Puede observarse, tomando como mero ejemplo Las Siete Partidas de Alfonso X El Sabio, cómo este compendio es claro, y sobre todo práctico, con tendencia a la permanencia. Mas ahora (y me refiero a los últimos cuarenta y tantos años) se dictan las leyes conforme vire el timón político de turno, incluso reconociendo la propia norma, como es el mentado Real Decreto-Ley 6/22, de la temporalidad de algunas de sus disposiciones, con lo que caemos en que siendo bien intencionada la máxima que obliga a cumplir la ley pese al desconocimiento de la misma materialmente no pueda cumplirse aun conociéndola, porque la aplicación que supuestamente deba darse a la misma sea materialmente imposible. El legislador partirá de la premisa de que su pensamiento es claro y fácilmente transmisible, pero esto no es así, por cuanto si para conformar una idea se hace uso de más palabras y conceptos que su comprensión necesita, la finalidad es la contraria. O tal vez esté equivocado y el objeto no sea el que se entiendan, sino el ocultar lo que realmente se quiere en aras a esa resiliencia tantas veces invocada por la Agenda 2030 (y que se expande como una mancha de aceite a todo ámbito social), cuyo verdadero significado es que aceptemos toda pérdida de libertad personal y económica sin protesta alguna.

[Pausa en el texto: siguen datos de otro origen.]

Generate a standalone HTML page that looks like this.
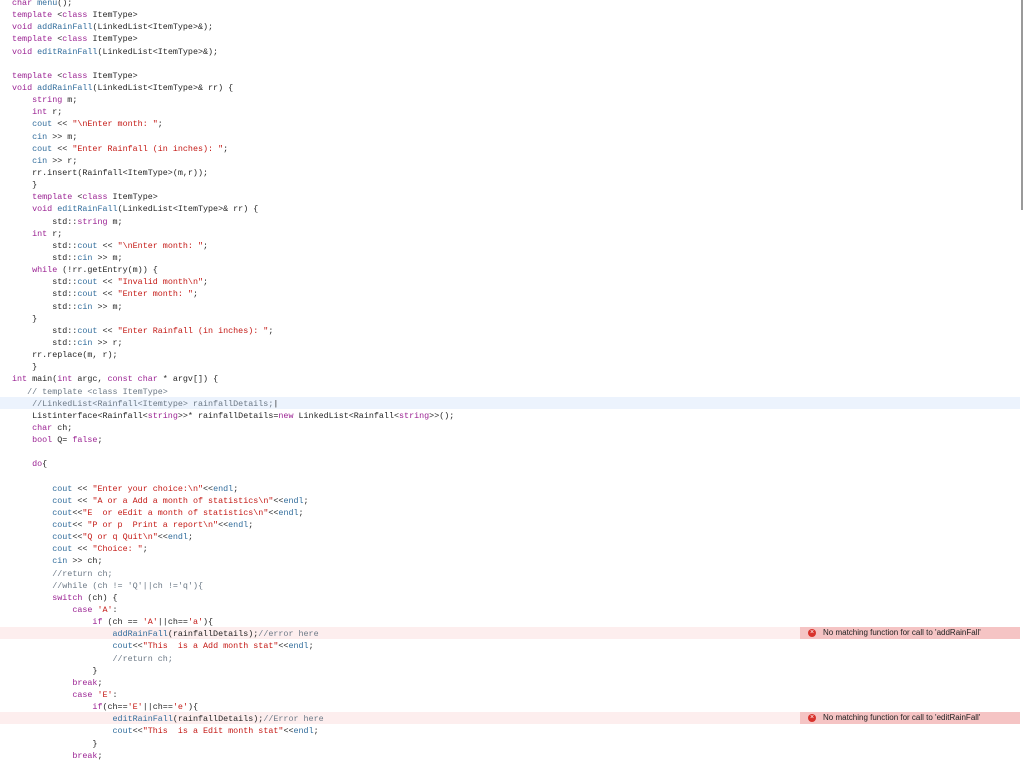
<!DOCTYPE html>
<html><head><meta charset="utf-8"><style>
body{margin:0;width:1024px;height:759px;background:#fff;overflow:hidden;position:relative;font-family:"Liberation Mono",monospace}
pre{position:absolute;left:12px;top:-3px;margin:0;font-family:"Liberation Mono",monospace;font-size:8.4px;line-height:12.14px;color:#262626;z-index:2}
.k{color:#9b2393}.f{color:#326d9c}.s{color:#c41a16}.c{color:#6c7986}.n{color:#1c00cf}
.bg{position:absolute;left:0;height:12px;z-index:1}
.err{position:absolute;left:800px;width:220px;height:12px;background:#f5c4c4;z-index:1;font-family:"Liberation Sans",sans-serif;font-size:8px;line-height:12px;color:#222}
.err i{position:absolute;left:8px;top:2px;width:8px;height:8px;border-radius:50%;background:#d8322c;color:#fff;font-size:7px;line-height:8px;text-align:center;font-style:normal}
.err span{position:absolute;left:23px}
</style></head><body>
<div class="bg" style="top:397px;width:1020px;background:#ecf3fd"></div>
<div class="bg" style="top:627px;width:800px;background:#fdeeee"></div>
<div class="bg" style="top:712px;width:800px;background:#fdeeee"></div>
<div class="err" style="top:627px"><i>×</i><span>No matching function for call to 'addRainFall'</span></div>
<div class="err" style="top:712px"><i>×</i><span>No matching function for call to 'editRainFall'</span></div>
<div style="position:absolute;left:1021px;top:0;width:2px;height:210px;background:#9a9a9a"></div>
<pre><span class="k">char</span> <span class="f">menu</span>();
<span class="k">template</span> &lt;<span class="k">class</span> ItemType&gt;
<span class="k">void</span> <span class="f">addRainFall</span>(LinkedList&lt;ItemType&gt;&amp;);
<span class="k">template</span> &lt;<span class="k">class</span> ItemType&gt;
<span class="k">void</span> <span class="f">editRainFall</span>(LinkedList&lt;ItemType&gt;&amp;);

<span class="k">template</span> &lt;<span class="k">class</span> ItemType&gt;
<span class="k">void</span> <span class="f">addRainFall</span>(LinkedList&lt;ItemType&gt;&amp; rr) {
    <span class="k">string</span> m;
    <span class="k">int</span> r;
    <span class="f">cout</span> &lt;&lt; <span class="s">"\nEnter month: "</span>;
    <span class="f">cin</span> &gt;&gt; m;
    <span class="f">cout</span> &lt;&lt; <span class="s">"Enter Rainfall (in inches): "</span>;
    <span class="f">cin</span> &gt;&gt; r;
    rr.insert(Rainfall&lt;ItemType&gt;(m,r));
    }
    <span class="k">template</span> &lt;<span class="k">class</span> ItemType&gt;
    <span class="k">void</span> <span class="f">editRainFall</span>(LinkedList&lt;ItemType&gt;&amp; rr) {
        std::<span class="k">string</span> m;
    <span class="k">int</span> r;
        std::<span class="f">cout</span> &lt;&lt; <span class="s">"\nEnter month: "</span>;
        std::<span class="f">cin</span> &gt;&gt; m;
    <span class="k">while</span> (!rr.getEntry(m)) {
        std::<span class="f">cout</span> &lt;&lt; <span class="s">"Invalid month\n"</span>;
        std::<span class="f">cout</span> &lt;&lt; <span class="s">"Enter month: "</span>;
        std::<span class="f">cin</span> &gt;&gt; m;
    }
        std::<span class="f">cout</span> &lt;&lt; <span class="s">"Enter Rainfall (in inches): "</span>;
        std::<span class="f">cin</span> &gt;&gt; r;
    rr.replace(m, r);
    }
<span class="k">int</span> main(<span class="k">int</span> argc, <span class="k">const</span> <span class="k">char</span> * argv[]) {
   <span class="c">// template &lt;class ItemType&gt;</span>
    <span class="c">//LinkedList&lt;Rainfall&lt;Itemtype&gt; rainfallDetails;</span>|
    Listinterface&lt;Rainfall&lt;<span class="k">string</span>&gt;&gt;* rainfallDetails=<span class="k">new</span> LinkedList&lt;Rainfall&lt;<span class="k">string</span>&gt;&gt;();
    <span class="k">char</span> ch;
    <span class="k">bool</span> Q= <span class="k">false</span>;

    <span class="k">do</span>{

        <span class="f">cout</span> &lt;&lt; <span class="s">"Enter your choice:\n"</span>&lt;&lt;<span class="f">endl</span>;
        <span class="f">cout</span> &lt;&lt; <span class="s">"A or a Add a month of statistics\n"</span>&lt;&lt;<span class="f">endl</span>;
        <span class="f">cout</span>&lt;&lt;<span class="s">"E  or eEdit a month of statistics\n"</span>&lt;&lt;<span class="f">endl</span>;
        <span class="f">cout</span>&lt;&lt; <span class="s">"P or p  Print a report\n"</span>&lt;&lt;<span class="f">endl</span>;
        <span class="f">cout</span>&lt;&lt;<span class="s">"Q or q Quit\n"</span>&lt;&lt;<span class="f">endl</span>;
        <span class="f">cout</span> &lt;&lt; <span class="s">"Choice: "</span>;
        <span class="f">cin</span> &gt;&gt; ch;
        <span class="c">//return ch;</span>
        <span class="c">//while (ch != 'Q'||ch !='q'){</span>
        <span class="k">switch</span> (ch) {
            <span class="k">case</span> <span class="s">'A'</span>:
                <span class="k">if</span> (ch == <span class="s">'A'</span>||ch==<span class="s">'a'</span>){
                    <span class="f">addRainFall</span>(rainfallDetails);<span class="c">//error here</span>
                    <span class="f">cout</span>&lt;&lt;<span class="s">"This  is a Add month stat"</span>&lt;&lt;<span class="f">endl</span>;
                    <span class="c">//return ch;</span>
                }
            <span class="k">break</span>;
            <span class="k">case</span> <span class="s">'E'</span>:
                <span class="k">if</span>(ch==<span class="s">'E'</span>||ch==<span class="s">'e'</span>){
                    <span class="f">editRainFall</span>(rainfallDetails);<span class="c">//Error here</span>
                    <span class="f">cout</span>&lt;&lt;<span class="s">"This  is a Edit month stat"</span>&lt;&lt;<span class="f">endl</span>;
                }
            <span class="k">break</span>;</pre>
</body></html>
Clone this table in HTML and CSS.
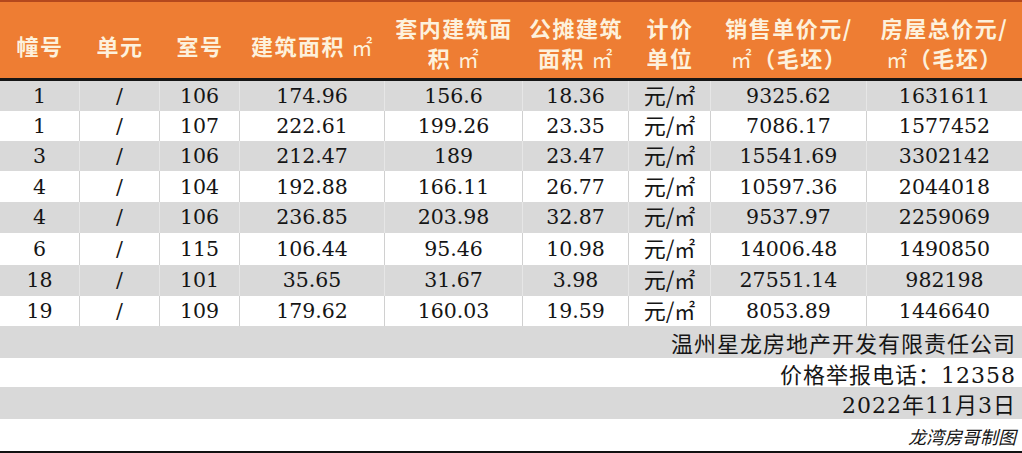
FILE: index.html
```html
<!DOCTYPE html>
<html lang="zh-CN">
<head>
<meta charset="utf-8">
<title>价格表</title>
<link rel="stylesheet" href="styles.css">
</head>
<body>
<div class="sheet">
  <div class="head">
    <div class="hc single"><span class="ht">幢号</span></div>
    <div class="hc single"><span class="ht">单元</span></div>
    <div class="hc single"><span class="ht">室号</span></div>
    <div class="hc single"><span class="ht">建筑面积 <span class="hsq">㎡</span></span></div>
    <div class="hc"><span class="ht">套内建筑面<br>积 <span class="hsq">㎡</span></span></div>
    <div class="hc"><span class="ht">公摊建筑<br>面积 <span class="hsq">㎡</span></span></div>
    <div class="hc"><span class="ht">计价<br>单位</span></div>
    <div class="hc"><span class="ht">销售单价元/<br><span class="hsq">㎡</span>（毛坯）</span></div>
    <div class="hc"><span class="ht">房屋总价元/<br><span class="hsq">㎡</span>（毛坯）</span></div>
  </div>

  <div class="row gray h30"><div class="c">1</div><div class="c">/</div><div class="c">106</div><div class="c">174.96</div><div class="c">156.6</div><div class="c">18.36</div><div class="c unit"><span>元/<span class="sq">㎡</span></span></div><div class="c">9325.62</div><div class="c">1631611</div></div>
  <div class="row white h30"><div class="c">1</div><div class="c">/</div><div class="c">107</div><div class="c">222.61</div><div class="c">199.26</div><div class="c">23.35</div><div class="c unit"><span>元/<span class="sq">㎡</span></span></div><div class="c">7086.17</div><div class="c">1577452</div></div>
  <div class="row gray h30"><div class="c">3</div><div class="c">/</div><div class="c">106</div><div class="c">212.47</div><div class="c">189</div><div class="c">23.47</div><div class="c unit"><span>元/<span class="sq">㎡</span></span></div><div class="c">15541.69</div><div class="c">3302142</div></div>
  <div class="row white h31"><div class="c">4</div><div class="c">/</div><div class="c">104</div><div class="c">192.88</div><div class="c">166.11</div><div class="c">26.77</div><div class="c unit"><span>元/<span class="sq">㎡</span></span></div><div class="c">10597.36</div><div class="c">2044018</div></div>
  <div class="row gray h31"><div class="c">4</div><div class="c">/</div><div class="c">106</div><div class="c">236.85</div><div class="c">203.98</div><div class="c">32.87</div><div class="c unit"><span>元/<span class="sq">㎡</span></span></div><div class="c">9537.97</div><div class="c">2259069</div></div>
  <div class="row white h32"><div class="c">6</div><div class="c">/</div><div class="c">115</div><div class="c">106.44</div><div class="c">95.46</div><div class="c">10.98</div><div class="c unit"><span>元/<span class="sq">㎡</span></span></div><div class="c">14006.48</div><div class="c">1490850</div></div>
  <div class="row gray h32"><div class="c">18</div><div class="c">/</div><div class="c">101</div><div class="c">35.65</div><div class="c">31.67</div><div class="c">3.98</div><div class="c unit"><span>元/<span class="sq">㎡</span></span></div><div class="c">27551.14</div><div class="c">982198</div></div>
  <div class="row white h30"><div class="c">19</div><div class="c">/</div><div class="c">109</div><div class="c">179.62</div><div class="c">160.03</div><div class="c">19.59</div><div class="c unit"><span>元/<span class="sq">㎡</span></span></div><div class="c">8053.89</div><div class="c">1446640</div></div>

  <div class="foot gray h32">温州星龙房地产开发有限责任公司</div>
  <div class="foot white h29">价格举报电话：12358</div>
  <div class="foot gray h32">2022年11月3日</div>
  <div class="foot white h30 sign">龙湾房哥制图</div>
</div>
</body>
</html>
```

FILE: styles.css
```css
html, body {
  margin: 0;
  padding: 0;
  background: #ffffff;
}

.sheet {
  width: 1022px;
  height: 453px;
  overflow: hidden;
  display: flex;
  flex-direction: column;
  font-family: "DejaVu Serif", "Noto Sans CJK SC", serif;
  color: #151515;
  border-bottom: 2px solid #111111;
  box-sizing: border-box;
}

.head,
.row {
  display: grid;
  grid-template-columns: 80px 80px 80px 145px 138px 106px 82px 156px 155px;
}

.head {
  height: 77px;
  background: #ee7d33;
  border-top: 2px solid #b4481d;
  border-bottom: 3px solid #151515;
}

.hc {
  display: flex;
  align-items: center;
  justify-content: center;
  text-align: center;
  font-family: "Noto Sans CJK SC", sans-serif;
  font-weight: 700;
  font-size: 22px;
  line-height: 30px;
  color: #fdf1dc;
  padding-top: 4px;
  box-sizing: border-box;
  white-space: nowrap;
}

.ht {
  display: block;
  letter-spacing: 1.5px;
}

.hc.single {
  padding-top: 10px;
}

.hsq {
  font-size: 21px;
  font-weight: 400;
}

.gray { background: #d9d9d9; }
.white { background: #ffffff; }

.h29 { height: 29px; }
.h30 { height: 30px; }
.h31 { height: 31px; }
.h32 { height: 32px; }

.c {
  display: flex;
  align-items: center;
  justify-content: center;
  font-size: 20.5px;
  border-right: 1px solid #d0d0d0;
  box-sizing: border-box;
}

.gray .c { border-right-color: #e6e6e6; }
.row .c:last-child { border-right: none; }

.unit {
  font-family: "Noto Sans CJK SC", sans-serif;
  font-size: 22px;
  line-height: 26px;
  padding-bottom: 3px;
}

.unit .sq {
  font-size: 21px;
  font-family: "Noto Sans CJK SC", sans-serif;
}

.foot {
  display: flex;
  align-items: center;
  justify-content: flex-end;
  padding-right: 6px;
  font-size: 22px;
  letter-spacing: 1px;
}

.foot.sign {
  font-family: "Noto Sans CJK SC", sans-serif;
  font-size: 18px;
  font-style: italic;
  letter-spacing: 0;
  padding-top: 2px;
}
```
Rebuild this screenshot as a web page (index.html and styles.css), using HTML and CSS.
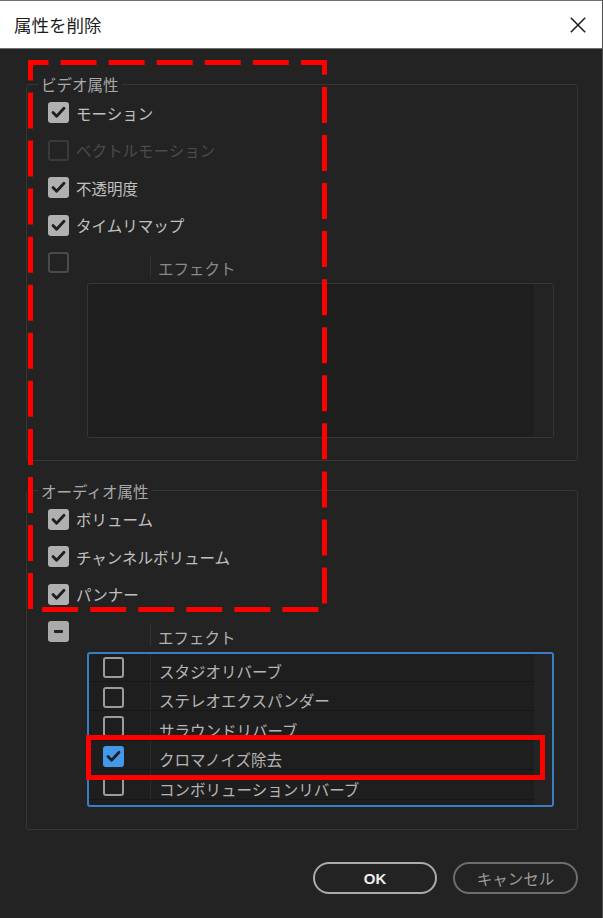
FILE: index.html
```html
<!DOCTYPE html>
<html lang="ja">
<head>
<meta charset="utf-8">
<title>属性を削除</title>
<link rel="stylesheet" href="styles.css">
</head>
<body>
<div class="window">
  <header class="titlebar">
    <span class="title">属性を削除</span>
    <span class="close" aria-label="閉じる">
      <svg width="16" height="16" viewBox="0 0 16 16"><path d="M0.8 0.8 15.2 15.2 M15.2 0.8 0.8 15.2" stroke="#1a1a1a" stroke-width="1.5" fill="none"/></svg>
    </span>
  </header>

  <main class="content">
    <fieldset class="group">
      <legend>ビデオ属性</legend>
      <ul class="opts">
        <li class="opt"><span class="cb on"><svg width="21" height="21" viewBox="0 0 21 21"><path d="M5 10.6 8.6 14.3 16 6.3" fill="none" stroke="#1f1f1f" stroke-width="2.8" stroke-linecap="round" stroke-linejoin="round"/></svg></span>モーション</li>
        <li class="opt disabled"><span class="cb off-faint"></span>ベクトルモーション</li>
        <li class="opt"><span class="cb on"><svg width="21" height="21" viewBox="0 0 21 21"><path d="M5 10.6 8.6 14.3 16 6.3" fill="none" stroke="#1f1f1f" stroke-width="2.8" stroke-linecap="round" stroke-linejoin="round"/></svg></span>不透明度</li>
        <li class="opt"><span class="cb on"><svg width="21" height="21" viewBox="0 0 21 21"><path d="M5 10.6 8.6 14.3 16 6.3" fill="none" stroke="#1f1f1f" stroke-width="2.8" stroke-linecap="round" stroke-linejoin="round"/></svg></span>タイムリマップ</li>
      </ul>
      <div class="fx-head">
        <span class="cb off-dim"></span>
        <span class="colsep"></span>
        <span class="hd dim">エフェクト</span>
      </div>
      <div class="fx-list video">
        <ul class="rows"></ul>
        <div class="gutter"></div>
      </div>
    </fieldset>

    <fieldset class="group audio-group">
      <legend>オーディオ属性</legend>
      <ul class="opts">
        <li class="opt"><span class="cb on"><svg width="21" height="21" viewBox="0 0 21 21"><path d="M5 10.6 8.6 14.3 16 6.3" fill="none" stroke="#1f1f1f" stroke-width="2.8" stroke-linecap="round" stroke-linejoin="round"/></svg></span>ボリューム</li>
        <li class="opt"><span class="cb on"><svg width="21" height="21" viewBox="0 0 21 21"><path d="M5 10.6 8.6 14.3 16 6.3" fill="none" stroke="#1f1f1f" stroke-width="2.8" stroke-linecap="round" stroke-linejoin="round"/></svg></span>チャンネルボリューム</li>
        <li class="opt"><span class="cb on"><svg width="21" height="21" viewBox="0 0 21 21"><path d="M5 10.6 8.6 14.3 16 6.3" fill="none" stroke="#1f1f1f" stroke-width="2.8" stroke-linecap="round" stroke-linejoin="round"/></svg></span>パンナー</li>
      </ul>
      <div class="fx-head">
        <span class="cb mixed"></span>
        <span class="colsep"></span>
        <span class="hd">エフェクト</span>
      </div>
      <div class="fx-list audio">
        <ul class="rows">
          <li class="row"><span class="cell-cb"><span class="cb off"></span></span><span class="name">スタジオリバーブ</span></li>
          <li class="row"><span class="cell-cb"><span class="cb off"></span></span><span class="name">ステレオエクスパンダー</span></li>
          <li class="row"><span class="cell-cb"><span class="cb off"></span></span><span class="name">サラウンドリバーブ</span></li>
          <li class="row"><span class="cell-cb"><span class="cb blue"><svg width="21" height="21" viewBox="0 0 21 21"><path d="M5 10.6 8.6 14.3 16 6.3" fill="none" stroke="#1b1e22" stroke-width="2.8" stroke-linecap="round" stroke-linejoin="round"/></svg></span></span><span class="name">クロマノイズ除去</span></li>
          <li class="row"><span class="cell-cb"><span class="cb off"></span></span><span class="name">コンボリューションリバーブ</span></li>
        </ul>
        <div class="gutter"></div>
      </div>
    </fieldset>

    <div class="actions">
      <button class="btn ok">OK</button>
      <button class="btn cancel">キャンセル</button>
    </div>
  </main>

  <svg class="marks" width="603" height="918" viewBox="0 0 603 918">
    <rect x="30.5" y="62.5" width="294" height="547" fill="none" stroke="#ff0000" stroke-width="5" stroke-dasharray="36 12.06" stroke-dashoffset="18"/>
    <rect x="88.5" y="737.5" width="454" height="40" fill="none" stroke="#ff0000" stroke-width="5"/>
  </svg>
</div>
</body>
</html>
```

FILE: styles.css
```css
* {
  box-sizing: border-box;
}

html,
body {
  margin: 0;
  padding: 0;
}

body {
  width: 603px;
  height: 918px;
  overflow: hidden;
  background: #232323;
  font-family: "Noto Sans CJK JP", "Noto Sans", sans-serif;
}

.window {
  position: relative;
  width: 603px;
  height: 918px;
  background: #232323;
  border-right: 1px solid #4e4e4e;
}

.titlebar {
  height: 49px;
  background: #ffffff;
  border-top: 1px solid #707070;
  border-bottom: 1px solid #707070;
  display: flex;
  align-items: center;
  justify-content: space-between;
  padding: 0 16px 0 14px;
}

.title {
  font-size: 17.5px;
  line-height: 24px;
  color: #1c1c1c;
}

.close {
  display: block;
  width: 16px;
  height: 16px;
}

.close svg {
  display: block;
}

.content {
  padding: 25px 24px 0 26px;
}

.group {
  margin: 0;
  min-width: 0;
  border: 1px solid #363636;
  border-radius: 3px;
  padding: 0 23px 22px 11px;
}

.audio-group {
  margin-top: 19.5px;
}

.group legend {
  padding: 0 3px;
  font-size: 15.5px;
  line-height: 20px;
  color: #a9a9a9;
}

.opts {
  list-style: none;
  margin: 0;
  padding: 0 0 0 10px;
}

.opt {
  height: 37.5px;
  display: flex;
  align-items: center;
  gap: 7px;
  font-size: 15.5px;
  color: #c0c0c0;
}

.opt.disabled {
  color: #4b4b4b;
}

.cb {
  display: block;
  flex: none;
  width: 21px;
  height: 21px;
  border-radius: 3px;
}

.cb svg {
  display: block;
}

.cb.on {
  background: #b0b0b0;
}

.cb.blue {
  background: #4498ea;
}

.cb.mixed {
  background: #aaaaaa;
  display: flex;
  align-items: center;
  justify-content: center;
}

.cb.mixed::after {
  content: "";
  width: 9px;
  height: 3px;
  border-radius: 1px;
  background: #232323;
}

.cb.off {
  border: 2px solid #9b9b9b;
}

.cb.off-dim {
  border: 2px solid #4a4a4a;
}

.cb.off-faint {
  border: 2px solid #3a3a3a;
}

.fx-head {
  height: 39px;
  display: flex;
  align-items: flex-start;
  padding-left: 10px;
}

.fx-head .cb {
  margin-top: 8px;
}

.colsep {
  width: 1px;
  height: 22px;
  margin-top: 11px;
  margin-left: 81px;
  background: #323232;
}

.hd {
  margin-left: 7px;
  margin-top: 14px;
  font-size: 15.5px;
  line-height: 20px;
  color: #b3b3b3;
}

.hd.dim {
  color: #8a8a8a;
}

.fx-list {
  margin-left: 49px;
  height: 155px;
  display: flex;
  overflow: hidden;
  border-radius: 3px;
  background: #1e1e1e;
}

.fx-list.video {
  border: 1px solid #363636;
}

.fx-list.audio {
  border: 2px solid #3b7dc2;
}

.rows {
  flex: 1;
  list-style: none;
  margin: 0;
  padding: 0;
}

.audio .rows {
  margin-top: -2px;
}

.gutter {
  width: 19px;
  background: #232323;
}

.audio .gutter {
  width: 18px;
}

.row {
  height: 29.5px;
  display: flex;
  border-bottom: 1px solid #171717;
}

.cell-cb {
  width: 62px;
  flex: none;
  border-right: 1px solid #2b2b2b;
  padding: 5px 0 0 14px;
}

.name {
  padding: 8.5px 0 0 8px;
  font-size: 15.5px;
  line-height: 20px;
  color: #b5b5b5;
  white-space: nowrap;
}

.actions {
  display: flex;
  justify-content: flex-end;
  gap: 16px;
  margin-top: 32px;
}

.btn {
  height: 32px;
  padding: 0;
  border-radius: 16px;
  background: transparent;
  display: flex;
  align-items: center;
  justify-content: center;
  font-family: "Noto Sans CJK JP", "Noto Sans", sans-serif;
  font-size: 15.5px;
}

.btn.ok {
  width: 124px;
  border: 2px solid #ababab;
  color: #ececec;
  font-family: "Liberation Sans", "Noto Sans", sans-serif;
  font-weight: 700;
  font-size: 15px;
}

.btn.cancel {
  width: 125px;
  border: 2px solid #6e6e6e;
  color: #9c9c9c;
}

.marks {
  position: absolute;
  left: 0;
  top: 0;
  pointer-events: none;
}
```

El mal de lo anterior está en la raíz del desconocimiento que tienen los que presuntamente gobiernan, no ya de la razón de lo que es el bien común para la comunidad nacional que representan, sino de sí mismos. Para superarse tendrían que llegar a las palabras que pronunciara Don Quijote: Yo sé quién soy. Ese saber quién se es dotaría a los legisladores actuales de las herramientas suficientes para huir de la obscuridad buscando en las leyes la seguridad y permanencia que el bien común necesita. Claro está que para la maquinaria en la que se alimentan cada cuatro años los políticos de turno, los requisitos de claridad, estabilidad y permanencia poco les importa, como tampoco les importa lo que es o no justo, cuando no es propio de sus propios intereses, protegidos estos por el paraguas de una verborrea leguleya de la que está huido, de manera permanente, el sentido común.